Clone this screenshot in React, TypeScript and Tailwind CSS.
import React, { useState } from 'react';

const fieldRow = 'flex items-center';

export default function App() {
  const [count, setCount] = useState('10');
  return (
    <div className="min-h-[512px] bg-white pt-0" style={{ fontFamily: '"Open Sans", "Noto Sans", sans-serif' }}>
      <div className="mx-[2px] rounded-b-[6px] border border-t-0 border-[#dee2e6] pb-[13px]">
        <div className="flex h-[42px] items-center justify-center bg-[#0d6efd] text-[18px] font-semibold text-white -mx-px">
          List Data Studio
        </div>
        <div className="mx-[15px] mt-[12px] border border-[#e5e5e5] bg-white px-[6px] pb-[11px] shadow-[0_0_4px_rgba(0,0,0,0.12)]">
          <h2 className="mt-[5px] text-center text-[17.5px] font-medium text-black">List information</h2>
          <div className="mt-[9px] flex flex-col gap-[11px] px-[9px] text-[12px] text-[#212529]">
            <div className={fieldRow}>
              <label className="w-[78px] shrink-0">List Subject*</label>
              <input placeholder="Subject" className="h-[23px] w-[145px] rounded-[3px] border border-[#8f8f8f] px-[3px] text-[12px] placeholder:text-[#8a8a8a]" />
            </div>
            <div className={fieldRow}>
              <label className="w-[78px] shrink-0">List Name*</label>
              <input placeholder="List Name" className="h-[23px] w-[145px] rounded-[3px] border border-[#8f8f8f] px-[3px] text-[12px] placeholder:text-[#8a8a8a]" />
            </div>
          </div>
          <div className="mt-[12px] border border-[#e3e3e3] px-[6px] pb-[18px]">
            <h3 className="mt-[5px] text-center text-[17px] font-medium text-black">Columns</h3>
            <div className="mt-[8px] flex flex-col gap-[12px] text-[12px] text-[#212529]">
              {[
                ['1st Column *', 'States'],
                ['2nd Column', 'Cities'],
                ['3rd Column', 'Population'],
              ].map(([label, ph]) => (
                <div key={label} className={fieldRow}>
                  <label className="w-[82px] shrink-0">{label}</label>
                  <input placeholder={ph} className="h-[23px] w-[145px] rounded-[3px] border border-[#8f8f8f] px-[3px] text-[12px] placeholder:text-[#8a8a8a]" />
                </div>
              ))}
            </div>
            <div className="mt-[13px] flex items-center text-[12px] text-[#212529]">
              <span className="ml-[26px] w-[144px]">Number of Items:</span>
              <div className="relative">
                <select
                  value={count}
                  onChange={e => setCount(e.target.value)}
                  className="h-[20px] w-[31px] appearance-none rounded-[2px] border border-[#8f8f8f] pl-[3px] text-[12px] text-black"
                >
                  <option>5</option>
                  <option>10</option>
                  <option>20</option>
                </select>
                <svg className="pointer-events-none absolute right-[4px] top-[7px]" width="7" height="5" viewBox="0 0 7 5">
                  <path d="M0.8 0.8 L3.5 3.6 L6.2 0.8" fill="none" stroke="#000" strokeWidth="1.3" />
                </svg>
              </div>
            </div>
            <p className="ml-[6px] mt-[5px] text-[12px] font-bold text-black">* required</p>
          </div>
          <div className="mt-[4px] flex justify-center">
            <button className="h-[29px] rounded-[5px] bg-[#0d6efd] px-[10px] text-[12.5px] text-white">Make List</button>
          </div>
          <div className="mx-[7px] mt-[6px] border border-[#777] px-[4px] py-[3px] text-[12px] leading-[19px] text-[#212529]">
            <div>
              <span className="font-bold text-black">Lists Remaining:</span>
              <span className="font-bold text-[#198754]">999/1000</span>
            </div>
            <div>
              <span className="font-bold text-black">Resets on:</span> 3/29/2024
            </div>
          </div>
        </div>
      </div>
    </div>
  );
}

### Given exercise
The lines above should be duplicated exactly.

### Finished exercise
Clone this screenshot in React, TypeScript and Tailwind CSS.
import React, { useState } from 'react';

const fieldRow = 'flex items-center';

export default function App() {
  const [count, setCount] = useState('10');
  return (
    <div className="min-h-[512px] bg-white pt-0" style={{ fontFamily: '"Open Sans", "Noto Sans", sans-serif' }}>
      <div className="mx-[2px] rounded-b-[6px] border border-t-0 border-[#dee2e6] pb-[13px]">
        <div className="flex h-[42px] items-center justify-center bg-[#0d6efd] text-[18px] font-semibold text-white -mx-px">
          List Data Studio
        </div>
        <div className="mx-[15px] mt-[12px] border border-[#e5e5e5] bg-white px-[6px] pb-[11px] shadow-[0_0_4px_rgba(0,0,0,0.12)]">
          <h2 className="mt-[5px] text-center text-[17.5px] font-medium text-black">List information</h2>
          <div className="mt-[9px] flex flex-col gap-[11px] px-[9px] text-[12px] text-[#212529]">
            <div className={fieldRow}>
              <label className="w-[78px] shrink-0">List Subject*</label>
              <input placeholder="Subject" className="h-[23px] w-[145px] rounded-[3px] border border-[#8f8f8f] px-[3px] text-[12px] placeholder:text-[#8a8a8a]" />
            </div>
            <div className={fieldRow}>
              <label className="w-[78px] shrink-0">List Name*</label>
              <input placeholder="List Name" className="h-[23px] w-[145px] rounded-[3px] border border-[#8f8f8f] px-[3px] text-[12px] placeholder:text-[#8a8a8a]" />
            </div>
          </div>
          <div className="mt-[12px] border border-[#e3e3e3] px-[6px] pb-[18px]">
            <h3 className="mt-[5px] text-center text-[17px] font-medium text-black">Columns</h3>
            <div className="mt-[8px] flex flex-col gap-[12px] text-[12px] text-[#212529]">
              {[
                ['1st Column *', 'States'],
                ['2nd Column', 'Cities'],
                ['3rd Column', 'Population'],
              ].map(([label, ph]) => (
                <div key={label} className={fieldRow}>
                  <label className="w-[82px] shrink-0">{label}</label>
                  <input placeholder={ph} className="h-[23px] w-[145px] rounded-[3px] border border-[#8f8f8f] px-[3px] text-[12px] placeholder:text-[#8a8a8a]" />
                </div>
              ))}
            </div>
            <div className="mt-[13px] flex items-center text-[12px] text-[#212529]">
              <span className="ml-[26px] w-[144px]">Number of Items:</span>
              <div className="relative">
                <select
                  value={count}
                  onChange={e => setCount(e.target.value)}
                  className="h-[20px] w-[31px] appearance-none rounded-[2px] border border-[#8f8f8f] pl-[3px] text-[12px] text-black"
                >
                  <option>5</option>
                  <option>10</option>
                  <option>20</option>
                </select>
                <svg className="pointer-events-none absolute right-[4px] top-[7px]" width="7" height="5" viewBox="0 0 7 5">
                  <path d="M0.8 0.8 L3.5 3.6 L6.2 0.8" fill="none" stroke="#000" strokeWidth="1.3" />
                </svg>
              </div>
            </div>
            <p className="ml-[6px] mt-[5px] text-[12px] font-bold text-black">* required</p>
          </div>
          <div className="mt-[4px] flex justify-center">
            <button className="h-[29px] rounded-[5px] bg-[#0d6efd] px-[10px] text-[12.5px] text-white">Make List</button>
          </div>
          <div className="mx-[7px] mt-[6px] border border-[#777] px-[4px] py-[3px] text-[12px] leading-[19px] text-[#212529]">
            <div>
              <span className="font-bold text-black">Lists Remaining:</span>
              <span className="font-bold text-[#198754]">999/1000</span>
            </div>
            <div>
              <span className="font-bold text-black">Resets on:</span> 3/29/2024
            </div>
          </div>
        </div>
      </div>
    </div>
  );
}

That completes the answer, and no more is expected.